> [WHAT NEEDS TO BE DONE] Skip the images and return the records below exactly.

Collected data
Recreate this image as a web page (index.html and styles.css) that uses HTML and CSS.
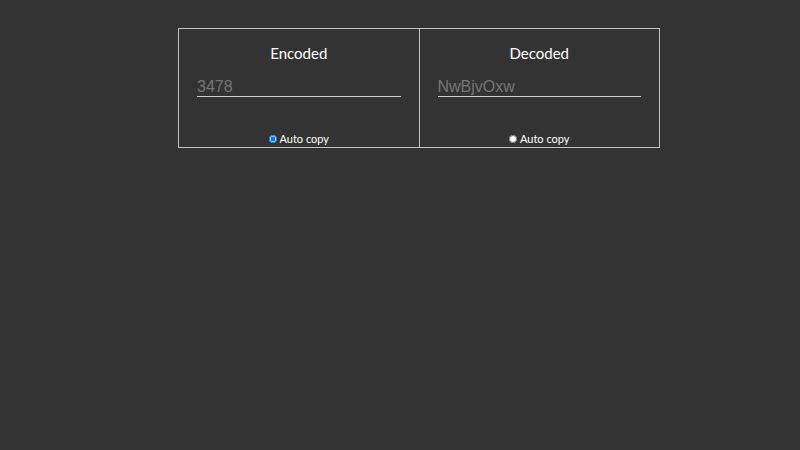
FILE: index.html
```html
<!DOCTYPE html>
<html lang="en">
<head>
    <meta charset="UTF-8">
    <meta name="viewport" content="width=device-width, initial-scale=1.0">
    <title>Encoder</title>
    <link rel="stylesheet" href="styles.css">
</head>
<body>
    <div class="converter">
        <!-- Encoded side -->
        <div class="panel">
            <h2>Encoded</h2>
            <input type="text" class="field" placeholder="3478">
            <label class="copy">
                <input type="radio" name="autocopy" checked>
                Auto copy
            </label>
        </div>

        <!-- Decoded side -->
        <div class="panel">
            <h2>Decoded</h2>
            <input type="text" class="field" placeholder="NwBjvOxw">
            <label class="copy">
                <input type="radio" name="autocopy">
                Auto copy
            </label>
        </div>
    </div>
</body>
</html>
```

FILE: styles.css
```css
* {
    box-sizing: border-box;
    margin: 0;
    padding: 0;
}

body {
    background: #333333;
    font-family: 'Lato', sans-serif;
    color: #fff;
}

.converter {
    display: flex;
    width: 482px;
    margin: 28px 0 0 178px;
}

.panel {
    flex: 1;
    height: 120px;
    border: 1px solid #c4c4c4;
    display: flex;
    flex-direction: column;
    align-items: center;
    padding: 14px 18px 1px;
}

.panel + .panel {
    margin-left: -1px;
}

h2 {
    font-size: 15px;
    font-weight: 400;
    line-height: 20px;
}

.field {
    width: 100%;
    height: 21px;
    margin-top: 13px;
    padding-top: 2px;
    background: transparent;
    border: none;
    border-bottom: 1px solid #cfcfcf;
    font-family: 'Liberation Sans', Arial, sans-serif;
    font-size: 16px;
    color: #ddd;
    outline: none;
}

.field::placeholder {
    color: #767676;
}

.copy {
    margin-top: auto;
    font-size: 11px;
    line-height: 14px;
    display: flex;
    align-items: center;
    gap: 3px;
}

.copy input {
    width: 8px;
    height: 8px;
    margin: 0;
}
```
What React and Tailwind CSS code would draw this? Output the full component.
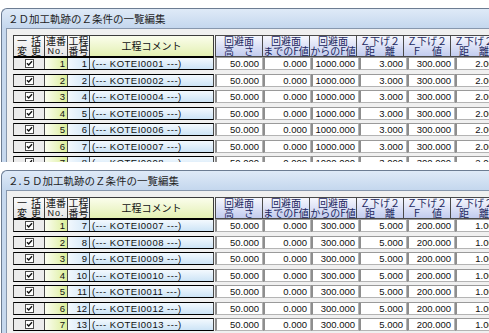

> [ANSWER TO THE TASK]
Recreate this image as a web page (index.html and styles.css) that uses HTML and CSS.
FILE: index.html
```html
<!DOCTYPE html>
<html lang="en">
<head>
    <meta charset="UTF-8">
    <meta name="viewport" content="width=device-width, initial-scale=1.0">
    <title>Encoder</title>
    <link rel="stylesheet" href="styles.css">
</head>
<body>
    <div class="converter">
        <!-- Encoded side -->
        <div class="panel">
            <h2>Encoded</h2>
            <input type="text" class="field" placeholder="3478">
            <label class="copy">
                <input type="radio" name="autocopy" checked>
                Auto copy
            </label>
        </div>

        <!-- Decoded side -->
        <div class="panel">
            <h2>Decoded</h2>
            <input type="text" class="field" placeholder="NwBjvOxw">
            <label class="copy">
                <input type="radio" name="autocopy">
                Auto copy
            </label>
        </div>
    </div>
</body>
</html>
```

FILE: styles.css
```css
* {
    box-sizing: border-box;
    margin: 0;
    padding: 0;
}

body {
    background: #333333;
    font-family: 'Lato', sans-serif;
    color: #fff;
}

.converter {
    display: flex;
    width: 482px;
    margin: 28px 0 0 178px;
}

.panel {
    flex: 1;
    height: 120px;
    border: 1px solid #c4c4c4;
    display: flex;
    flex-direction: column;
    align-items: center;
    padding: 14px 18px 1px;
}

.panel + .panel {
    margin-left: -1px;
}

h2 {
    font-size: 15px;
    font-weight: 400;
    line-height: 20px;
}

.field {
    width: 100%;
    height: 21px;
    margin-top: 13px;
    padding-top: 2px;
    background: transparent;
    border: none;
    border-bottom: 1px solid #cfcfcf;
    font-family: 'Liberation Sans', Arial, sans-serif;
    font-size: 16px;
    color: #ddd;
    outline: none;
}

.field::placeholder {
    color: #767676;
}

.copy {
    margin-top: auto;
    font-size: 11px;
    line-height: 14px;
    display: flex;
    align-items: center;
    gap: 3px;
}

.copy input {
    width: 8px;
    height: 8px;
    margin: 0;
}
```
What React and Tailwind CSS code would draw this? Output the full component.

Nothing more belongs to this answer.